But that would be way too easy.

According to multiple reports, UNC plans to keep all student-athletes on campus, in which they will be able to continue participating in their respected sports. Mac Brown, who is the head football coach at UNC even went to the extent of saying that this outbreak would have no effect on his football team, and in certain ways could even help them.

REALLY? Can we just stop the BS for a second? So, you are going to sit here and tell me that during the entire fall semester, the campus at North Carolina-Chapel Hill is going to be barren, but it is okay to keep student-athletes on campus?

And I have to make one thing very clear.

The ONLY reason that these athletes are staying on campus is that UNC and the NCAA see an opportunity for these athletes to make THEM MONEY. These students, and I hesitate to even call them students at this point, are workers who don’t get paid. Period.

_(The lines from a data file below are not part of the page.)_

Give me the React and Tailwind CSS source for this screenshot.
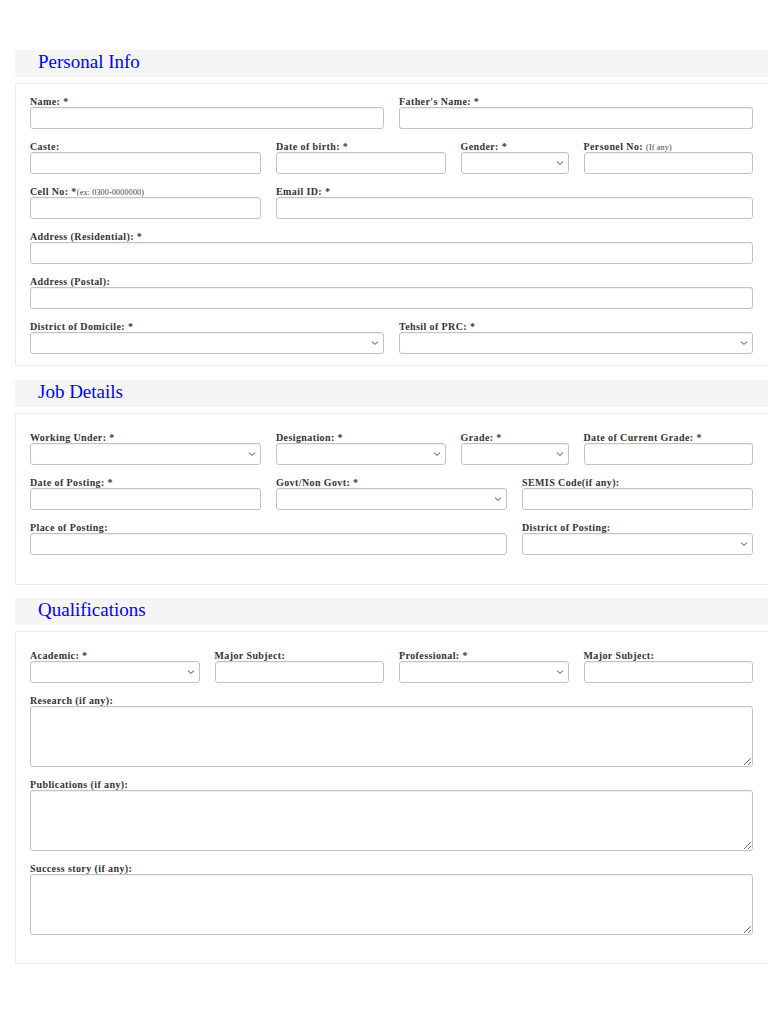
const SPAN = {
  2: "col-span-2",
  3: "col-span-3",
  4: "col-span-4",
  6: "col-span-6",
  8: "col-span-8",
  12: "col-span-12",
};

const boxCls =
  "block w-full rounded-[3px] border border-[#c2c2c2] bg-white shadow-[inset_0_1px_1px_rgba(0,0,0,0.06)] outline-none";

function Chevron() {
  return (
    <svg
      width="8"
      height="5"
      viewBox="0 0 8 5"
      className="pointer-events-none absolute right-[5px] top-1/2 -translate-y-1/2"
    >
      <path d="M1 1.2 L4 3.8 L7 1.2" fill="none" stroke="#777" strokeWidth="1.1" />
    </svg>
  );
}

function Field({ label, note, tight, span = 12, kind = "input" }) {
  return (
    <div className={SPAN[span]}>
      <label className="block h-[12px] pt-[1px] text-[10px] leading-[12px] font-bold tracking-[0.4px] text-[#333] whitespace-nowrap">
        {label}
        {note && (
          <span className={`${tight ? "" : "ml-[3px]"} text-[8px] font-normal tracking-[0.2px] text-[#444]`}>
            {note}
          </span>
        )}
      </label>
      {kind === "select" ? (
        <div className="relative">
          <select className={`${boxCls} h-[22px] appearance-none`} defaultValue="">
            <option value=""></option>
          </select>
          <Chevron />
        </div>
      ) : kind === "textarea" ? (
        <textarea className={`${boxCls} h-[61px]`} />
      ) : (
        <input type="text" className={`${boxCls} h-[22px]`} />
      )}
    </div>
  );
}

function Section({ title, pad, children }) {
  return (
    <section>
      <div className="ml-[15px] flex h-[27px] items-center bg-[#f5f5f5] pl-[23px]">
        <h2 className="-mt-[5px] text-[19px] leading-none text-[#0000ff]">{title}</h2>
      </div>
      <div className={`ml-[15px] mt-[6px] border border-r-0 border-[#ececec] pl-[14px] pr-[15px] ${pad}`}>
        <div className="grid grid-cols-12 gap-x-[15px] gap-y-[11px]">{children}</div>
      </div>
    </section>
  );
}

export default function App() {
  return (
    <div className="min-h-[1024px] bg-white pt-[50px] font-['Liberation_Serif','DejaVu_Serif',serif]">
      <Section title="Personal Info" pad="pt-[11px] pb-[11px]">
        <Field label="Name: *" span={6} />
        <Field label="Father's Name: *" span={6} />
        <Field label="Caste:" span={4} />
        <Field label="Date of birth: *" span={3} />
        <Field label="Gender: *" span={2} kind="select" />
        <Field label="Personel No:" note="(If any)" span={3} />
        <Field label="Cell No: *" note="(ex: 0300-0000000)" tight span={4} />
        <Field label="Email ID: *" span={8} />
        <Field label="Address (Residential): *" span={12} />
        <Field label="Address (Postal):" span={12} />
        <Field label="District of Domicile: *" span={6} kind="select" />
        <Field label="Tehsil of PRC: *" span={6} kind="select" />
      </Section>

      <div className="h-[14px]" />

      <Section title="Job Details" pad="pt-[17px] pb-[29px]">
        <Field label="Working Under: *" span={4} kind="select" />
        <Field label="Designation: *" span={3} kind="select" />
        <Field label="Grade: *" span={2} kind="select" />
        <Field label="Date of Current Grade: *" span={3} />
        <Field label="Date of Posting: *" span={4} />
        <Field label="Govt/Non Govt: *" span={4} kind="select" />
        <Field label="SEMIS Code(if any):" span={4} />
        <Field label="Place of Posting:" span={8} />
        <Field label="District of Posting:" span={4} kind="select" />
      </Section>

      <div className="h-[13px]" />

      <Section title="Qualifications" pad="pt-[17px] pb-[28px]">
        <Field label="Academic: *" span={3} kind="select" />
        <Field label="Major Subject:" span={3} />
        <Field label="Professional: *" span={3} kind="select" />
        <Field label="Major Subject:" span={3} />
        <Field label="Research (if any):" span={12} kind="textarea" />
        <Field label="Publications (if any):" span={12} kind="textarea" />
        <Field label="Success story (if any):" span={12} kind="textarea" />
      </Section>
    </div>
  );
}
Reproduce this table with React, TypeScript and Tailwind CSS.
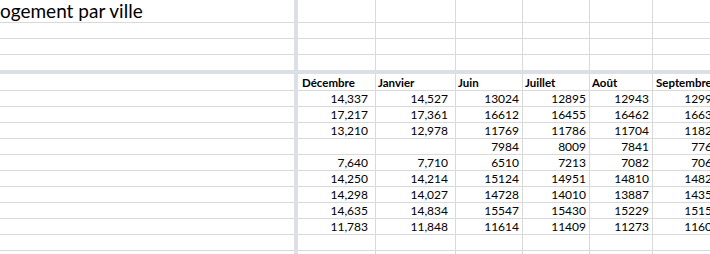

The idea of amateurism is a farce.

At the end of the day, collegiate athletics have transformed over the years into a billion-dollar business. It is estimated that college football generates over 3 billion dollars in sheer revenue a year — basketball closely following behind — with these students not seeing a dime go their way. And I am not here to get into semantics about if these athletes should be paid or not. That is a conversation for another day.

But one of the main bases for that argument is that these kids are being given free education in a “luxury” environment. Well, guess what? Their “luxury” environment has all of a sudden turned into a dorm room and a computer screen. Whichever way you want to slice it, these UNC student-athletes, especially the ones who play for a profit-positive sport, are being used and exposed for financial gain. They are in no way amateurs, student-athletes or volunteers. They are employees of the NCAA.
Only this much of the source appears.